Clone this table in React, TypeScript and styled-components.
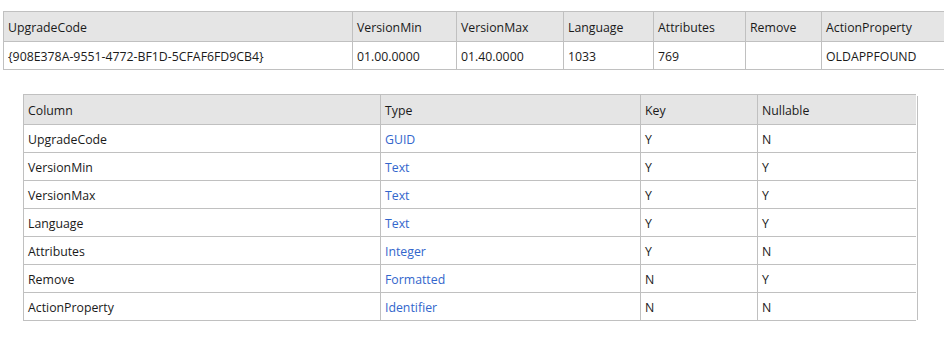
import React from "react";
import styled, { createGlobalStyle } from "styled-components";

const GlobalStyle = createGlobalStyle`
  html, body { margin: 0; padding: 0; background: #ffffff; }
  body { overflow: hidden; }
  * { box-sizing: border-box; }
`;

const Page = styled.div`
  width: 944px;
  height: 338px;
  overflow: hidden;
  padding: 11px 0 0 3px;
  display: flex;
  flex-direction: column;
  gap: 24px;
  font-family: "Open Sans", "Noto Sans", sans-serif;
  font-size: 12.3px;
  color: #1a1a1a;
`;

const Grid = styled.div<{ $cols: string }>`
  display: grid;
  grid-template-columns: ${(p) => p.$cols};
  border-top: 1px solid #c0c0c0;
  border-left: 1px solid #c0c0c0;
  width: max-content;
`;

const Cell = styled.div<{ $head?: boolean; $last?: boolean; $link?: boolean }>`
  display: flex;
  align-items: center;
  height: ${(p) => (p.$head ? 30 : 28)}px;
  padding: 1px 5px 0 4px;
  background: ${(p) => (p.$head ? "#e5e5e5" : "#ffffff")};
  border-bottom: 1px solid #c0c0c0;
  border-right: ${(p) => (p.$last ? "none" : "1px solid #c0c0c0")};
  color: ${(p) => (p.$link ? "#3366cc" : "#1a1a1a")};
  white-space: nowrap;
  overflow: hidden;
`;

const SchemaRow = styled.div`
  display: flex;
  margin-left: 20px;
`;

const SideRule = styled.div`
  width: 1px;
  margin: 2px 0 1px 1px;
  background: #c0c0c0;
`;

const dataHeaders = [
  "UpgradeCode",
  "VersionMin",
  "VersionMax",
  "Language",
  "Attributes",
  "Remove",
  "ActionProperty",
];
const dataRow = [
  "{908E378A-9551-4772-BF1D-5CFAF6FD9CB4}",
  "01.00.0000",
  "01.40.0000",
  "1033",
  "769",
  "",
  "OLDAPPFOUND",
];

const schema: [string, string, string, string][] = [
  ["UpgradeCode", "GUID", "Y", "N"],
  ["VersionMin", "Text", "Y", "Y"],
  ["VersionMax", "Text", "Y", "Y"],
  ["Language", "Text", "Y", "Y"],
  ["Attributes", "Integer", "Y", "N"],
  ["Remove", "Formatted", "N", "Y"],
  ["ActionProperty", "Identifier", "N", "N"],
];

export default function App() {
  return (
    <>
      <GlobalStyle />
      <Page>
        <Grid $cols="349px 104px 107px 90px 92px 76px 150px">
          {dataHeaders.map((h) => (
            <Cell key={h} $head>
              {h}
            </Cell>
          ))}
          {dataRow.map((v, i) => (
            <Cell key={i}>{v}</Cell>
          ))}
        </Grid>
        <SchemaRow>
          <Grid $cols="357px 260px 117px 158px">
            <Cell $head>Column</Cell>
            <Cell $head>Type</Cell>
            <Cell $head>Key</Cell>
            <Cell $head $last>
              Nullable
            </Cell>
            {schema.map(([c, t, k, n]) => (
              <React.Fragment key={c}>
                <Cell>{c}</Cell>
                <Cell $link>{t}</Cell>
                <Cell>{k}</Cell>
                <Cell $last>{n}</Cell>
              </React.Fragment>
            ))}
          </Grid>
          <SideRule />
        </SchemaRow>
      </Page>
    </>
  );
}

Stated task.
Transcribe the whole listing exactly. Pictures stay out of your copy.

Finished answer.
Clone this table in React, TypeScript and styled-components.
import React from "react";
import styled, { createGlobalStyle } from "styled-components";

const GlobalStyle = createGlobalStyle`
  html, body { margin: 0; padding: 0; background: #ffffff; }
  body { overflow: hidden; }
  * { box-sizing: border-box; }
`;

const Page = styled.div`
  width: 944px;
  height: 338px;
  overflow: hidden;
  padding: 11px 0 0 3px;
  display: flex;
  flex-direction: column;
  gap: 24px;
  font-family: "Open Sans", "Noto Sans", sans-serif;
  font-size: 12.3px;
  color: #1a1a1a;
`;

const Grid = styled.div<{ $cols: string }>`
  display: grid;
  grid-template-columns: ${(p) => p.$cols};
  border-top: 1px solid #c0c0c0;
  border-left: 1px solid #c0c0c0;
  width: max-content;
`;

const Cell = styled.div<{ $head?: boolean; $last?: boolean; $link?: boolean }>`
  display: flex;
  align-items: center;
  height: ${(p) => (p.$head ? 30 : 28)}px;
  padding: 1px 5px 0 4px;
  background: ${(p) => (p.$head ? "#e5e5e5" : "#ffffff")};
  border-bottom: 1px solid #c0c0c0;
  border-right: ${(p) => (p.$last ? "none" : "1px solid #c0c0c0")};
  color: ${(p) => (p.$link ? "#3366cc" : "#1a1a1a")};
  white-space: nowrap;
  overflow: hidden;
`;

const SchemaRow = styled.div`
  display: flex;
  margin-left: 20px;
`;

const SideRule = styled.div`
  width: 1px;
  margin: 2px 0 1px 1px;
  background: #c0c0c0;
`;

const dataHeaders = [
  "UpgradeCode",
  "VersionMin",
  "VersionMax",
  "Language",
  "Attributes",
  "Remove",
  "ActionProperty",
];
const dataRow = [
  "{908E378A-9551-4772-BF1D-5CFAF6FD9CB4}",
  "01.00.0000",
  "01.40.0000",
  "1033",
  "769",
  "",
  "OLDAPPFOUND",
];

const schema: [string, string, string, string][] = [
  ["UpgradeCode", "GUID", "Y", "N"],
  ["VersionMin", "Text", "Y", "Y"],
  ["VersionMax", "Text", "Y", "Y"],
  ["Language", "Text", "Y", "Y"],
  ["Attributes", "Integer", "Y", "N"],
  ["Remove", "Formatted", "N", "Y"],
  ["ActionProperty", "Identifier", "N", "N"],
];

export default function App() {
  return (
    <>
      <GlobalStyle />
      <Page>
        <Grid $cols="349px 104px 107px 90px 92px 76px 150px">
          {dataHeaders.map((h) => (
            <Cell key={h} $head>
              {h}
            </Cell>
          ))}
          {dataRow.map((v, i) => (
            <Cell key={i}>{v}</Cell>
          ))}
        </Grid>
        <SchemaRow>
          <Grid $cols="357px 260px 117px 158px">
            <Cell $head>Column</Cell>
            <Cell $head>Type</Cell>
            <Cell $head>Key</Cell>
            <Cell $head $last>
              Nullable
            </Cell>
            {schema.map(([c, t, k, n]) => (
              <React.Fragment key={c}>
                <Cell>{c}</Cell>
                <Cell $link>{t}</Cell>
                <Cell>{k}</Cell>
                <Cell $last>{n}</Cell>
              </React.Fragment>
            ))}
          </Grid>
          <SideRule />
        </SchemaRow>
      </Page>
    </>
  );
}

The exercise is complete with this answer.